Going through the motions how I would think to do this, I would want to evaluate something like
$$P(r)=\int \text{sin}(\theta_R) R^2 \,\mathrm dR \,\mathrm d\theta_R \,\mathrm d\phi_R~\rho\left(\vert\vec{R}+\frac{\vec{r}}{2}\vert\right)\rho\left(\vert\vec{R}-\frac{\vec{r}}{2}\vert\right)$$
but
$$\vert\vec{R}\pm \frac{\vec{r}}{2}\vert=\sqrt{R^2+r^2 \pm 2rR(\text{sin}(\theta_r)\text{sin}(\theta_R)\text{cos}(\phi_r-\phi_R)+\text{cos}(\theta_r)\text{cos}(\theta_R))}$$
which is terribly complicated.
What am I missing, I think this should be very simple?
 A: So, you've basically got two "charges" which each produce some kind of "field", $\rho$. You're placing them in space with separation $r$, and you want to calculate the integral over all of space of the product between the two fields? This sounds like a good problem for cylindrical coordinates. We'll use $s$ as the radial cylindrical coordinate, since $r$ is already being used.

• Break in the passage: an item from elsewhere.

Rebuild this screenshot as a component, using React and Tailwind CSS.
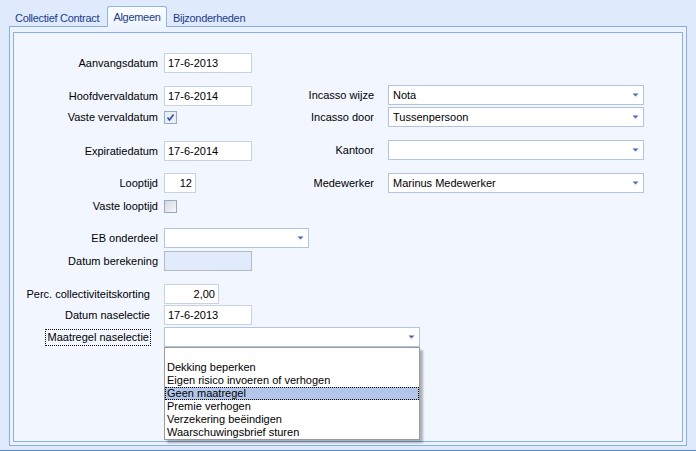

So, let's place the charges on the $z$ axis, with one at $z=\frac{r}{2}$ and the other at $z=-\frac{r}{2}$. Since $\rho$ only takes positive arguments, let's replace it with $\gamma$ so that $\rho(r)=\gamma(r^2)$. Then:
$$
P(r) = 2\pi\int_{-\infty}^\infty \int_0^\infty \gamma(x_1)\gamma(x_2)s ds dz
$$
Where $x_1=s^2+(z-\frac{r}{2})^2$ and $x_2=s^2+(z+\frac{r}{2})^2$.

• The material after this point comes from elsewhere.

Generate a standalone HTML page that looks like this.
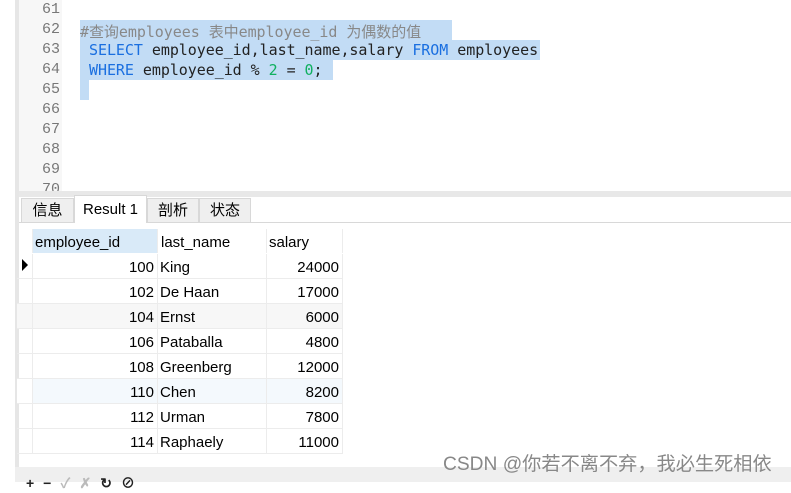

Using reflectional symmetry ($z\to-z$), we can get:
$$
P(r) = 4\pi\int_0^\infty \int_0^\infty \gamma(x_1)\gamma(x_2)s ds dz
$$
The direction you go from here will depend on the exact nature of you function, $\rho(r)$. Where integrals are concerned, unfortunately, very few things are simple.